▸ **EXERCISE REQUIREMENTS**
Transcribe the material word for word, but without the images.

▸ **RECORDED INFORMATION**
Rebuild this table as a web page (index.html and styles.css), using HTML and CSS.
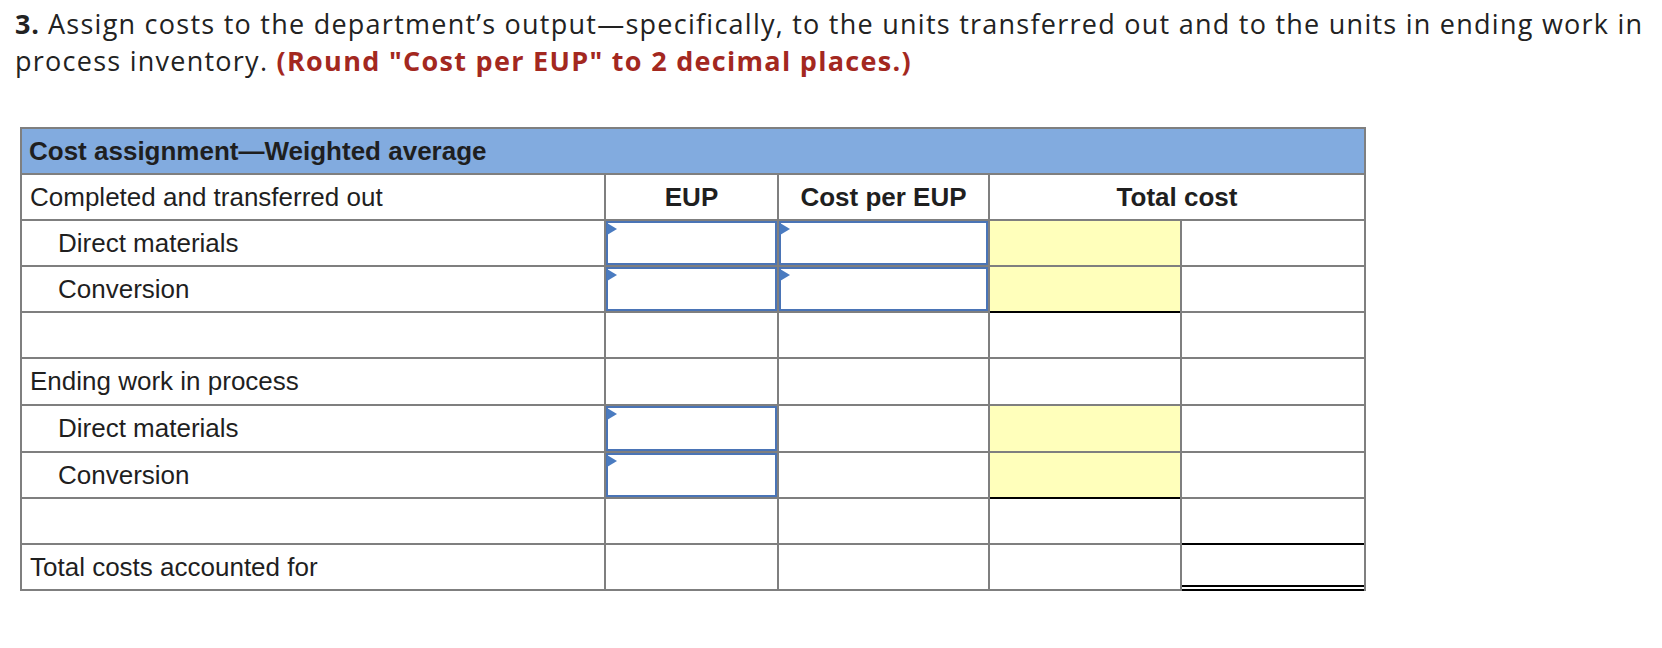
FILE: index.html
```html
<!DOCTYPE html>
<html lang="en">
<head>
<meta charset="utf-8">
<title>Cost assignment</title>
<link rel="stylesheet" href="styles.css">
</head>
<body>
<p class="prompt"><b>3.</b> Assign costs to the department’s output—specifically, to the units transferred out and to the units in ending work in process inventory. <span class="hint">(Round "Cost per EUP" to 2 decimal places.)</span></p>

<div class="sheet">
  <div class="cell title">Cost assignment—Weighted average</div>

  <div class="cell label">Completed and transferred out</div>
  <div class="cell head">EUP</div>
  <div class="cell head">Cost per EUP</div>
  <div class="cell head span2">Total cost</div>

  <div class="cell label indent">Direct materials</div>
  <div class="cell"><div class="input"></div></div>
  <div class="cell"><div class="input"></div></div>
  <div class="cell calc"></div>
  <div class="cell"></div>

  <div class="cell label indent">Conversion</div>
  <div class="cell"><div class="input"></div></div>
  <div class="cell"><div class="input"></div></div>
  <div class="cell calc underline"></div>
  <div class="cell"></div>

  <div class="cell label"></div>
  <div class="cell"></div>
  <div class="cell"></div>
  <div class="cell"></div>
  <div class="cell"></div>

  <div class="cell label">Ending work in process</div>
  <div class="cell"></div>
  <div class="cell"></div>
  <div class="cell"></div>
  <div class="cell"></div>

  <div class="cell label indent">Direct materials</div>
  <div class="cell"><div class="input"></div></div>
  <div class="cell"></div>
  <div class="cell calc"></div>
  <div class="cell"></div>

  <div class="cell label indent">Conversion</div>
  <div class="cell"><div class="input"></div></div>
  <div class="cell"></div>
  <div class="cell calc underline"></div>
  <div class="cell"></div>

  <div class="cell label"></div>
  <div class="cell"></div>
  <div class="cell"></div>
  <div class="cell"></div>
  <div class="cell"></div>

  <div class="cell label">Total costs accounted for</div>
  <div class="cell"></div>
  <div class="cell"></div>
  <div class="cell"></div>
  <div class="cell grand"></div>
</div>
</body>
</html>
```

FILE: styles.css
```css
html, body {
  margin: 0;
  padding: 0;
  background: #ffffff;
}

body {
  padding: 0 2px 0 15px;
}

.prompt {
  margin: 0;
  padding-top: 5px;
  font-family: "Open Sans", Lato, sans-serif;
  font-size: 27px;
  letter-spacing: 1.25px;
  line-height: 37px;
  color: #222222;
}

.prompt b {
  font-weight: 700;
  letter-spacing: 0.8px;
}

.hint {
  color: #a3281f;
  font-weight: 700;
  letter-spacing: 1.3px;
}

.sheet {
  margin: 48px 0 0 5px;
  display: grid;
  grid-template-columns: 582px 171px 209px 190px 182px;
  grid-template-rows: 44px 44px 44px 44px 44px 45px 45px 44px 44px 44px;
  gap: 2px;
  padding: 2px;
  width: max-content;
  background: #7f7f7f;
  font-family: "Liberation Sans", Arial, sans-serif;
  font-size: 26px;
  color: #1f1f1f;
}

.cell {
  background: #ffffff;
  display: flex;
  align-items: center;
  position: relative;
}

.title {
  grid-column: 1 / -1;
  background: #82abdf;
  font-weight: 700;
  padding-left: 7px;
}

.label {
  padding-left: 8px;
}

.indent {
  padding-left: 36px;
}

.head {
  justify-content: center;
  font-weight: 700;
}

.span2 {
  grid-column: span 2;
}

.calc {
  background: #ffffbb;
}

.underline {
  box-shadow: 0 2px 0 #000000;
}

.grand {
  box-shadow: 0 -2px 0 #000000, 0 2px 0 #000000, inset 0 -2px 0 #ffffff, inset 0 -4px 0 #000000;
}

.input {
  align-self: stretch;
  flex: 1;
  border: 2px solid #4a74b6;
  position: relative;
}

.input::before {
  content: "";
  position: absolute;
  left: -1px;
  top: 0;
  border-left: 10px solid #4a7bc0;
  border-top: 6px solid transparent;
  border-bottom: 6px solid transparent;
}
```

▸ **ANSWER TO THE EXERCISE**
Rebuild this table as a web page (index.html and styles.css), using HTML and CSS.
FILE: index.html
```html
<!DOCTYPE html>
<html lang="en">
<head>
<meta charset="utf-8">
<title>Cost assignment</title>
<link rel="stylesheet" href="styles.css">
</head>
<body>
<p class="prompt"><b>3.</b> Assign costs to the department’s output—specifically, to the units transferred out and to the units in ending work in process inventory. <span class="hint">(Round "Cost per EUP" to 2 decimal places.)</span></p>

<div class="sheet">
  <div class="cell title">Cost assignment—Weighted average</div>

  <div class="cell label">Completed and transferred out</div>
  <div class="cell head">EUP</div>
  <div class="cell head">Cost per EUP</div>
  <div class="cell head span2">Total cost</div>

  <div class="cell label indent">Direct materials</div>
  <div class="cell"><div class="input"></div></div>
  <div class="cell"><div class="input"></div></div>
  <div class="cell calc"></div>
  <div class="cell"></div>

  <div class="cell label indent">Conversion</div>
  <div class="cell"><div class="input"></div></div>
  <div class="cell"><div class="input"></div></div>
  <div class="cell calc underline"></div>
  <div class="cell"></div>

  <div class="cell label"></div>
  <div class="cell"></div>
  <div class="cell"></div>
  <div class="cell"></div>
  <div class="cell"></div>

  <div class="cell label">Ending work in process</div>
  <div class="cell"></div>
  <div class="cell"></div>
  <div class="cell"></div>
  <div class="cell"></div>

  <div class="cell label indent">Direct materials</div>
  <div class="cell"><div class="input"></div></div>
  <div class="cell"></div>
  <div class="cell calc"></div>
  <div class="cell"></div>

  <div class="cell label indent">Conversion</div>
  <div class="cell"><div class="input"></div></div>
  <div class="cell"></div>
  <div class="cell calc underline"></div>
  <div class="cell"></div>

  <div class="cell label"></div>
  <div class="cell"></div>
  <div class="cell"></div>
  <div class="cell"></div>
  <div class="cell"></div>

  <div class="cell label">Total costs accounted for</div>
  <div class="cell"></div>
  <div class="cell"></div>
  <div class="cell"></div>
  <div class="cell grand"></div>
</div>
</body>
</html>
```

FILE: styles.css
```css
html, body {
  margin: 0;
  padding: 0;
  background: #ffffff;
}

body {
  padding: 0 2px 0 15px;
}

.prompt {
  margin: 0;
  padding-top: 5px;
  font-family: "Open Sans", Lato, sans-serif;
  font-size: 27px;
  letter-spacing: 1.25px;
  line-height: 37px;
  color: #222222;
}

.prompt b {
  font-weight: 700;
  letter-spacing: 0.8px;
}

.hint {
  color: #a3281f;
  font-weight: 700;
  letter-spacing: 1.3px;
}

.sheet {
  margin: 48px 0 0 5px;
  display: grid;
  grid-template-columns: 582px 171px 209px 190px 182px;
  grid-template-rows: 44px 44px 44px 44px 44px 45px 45px 44px 44px 44px;
  gap: 2px;
  padding: 2px;
  width: max-content;
  background: #7f7f7f;
  font-family: "Liberation Sans", Arial, sans-serif;
  font-size: 26px;
  color: #1f1f1f;
}

.cell {
  background: #ffffff;
  display: flex;
  align-items: center;
  position: relative;
}

.title {
  grid-column: 1 / -1;
  background: #82abdf;
  font-weight: 700;
  padding-left: 7px;
}

.label {
  padding-left: 8px;
}

.indent {
  padding-left: 36px;
}

.head {
  justify-content: center;
  font-weight: 700;
}

.span2 {
  grid-column: span 2;
}

.calc {
  background: #ffffbb;
}

.underline {
  box-shadow: 0 2px 0 #000000;
}

.grand {
  box-shadow: 0 -2px 0 #000000, 0 2px 0 #000000, inset 0 -2px 0 #ffffff, inset 0 -4px 0 #000000;
}

.input {
  align-self: stretch;
  flex: 1;
  border: 2px solid #4a74b6;
  position: relative;
}

.input::before {
  content: "";
  position: absolute;
  left: -1px;
  top: 0;
  border-left: 10px solid #4a7bc0;
  border-top: 6px solid transparent;
  border-bottom: 6px solid transparent;
}
```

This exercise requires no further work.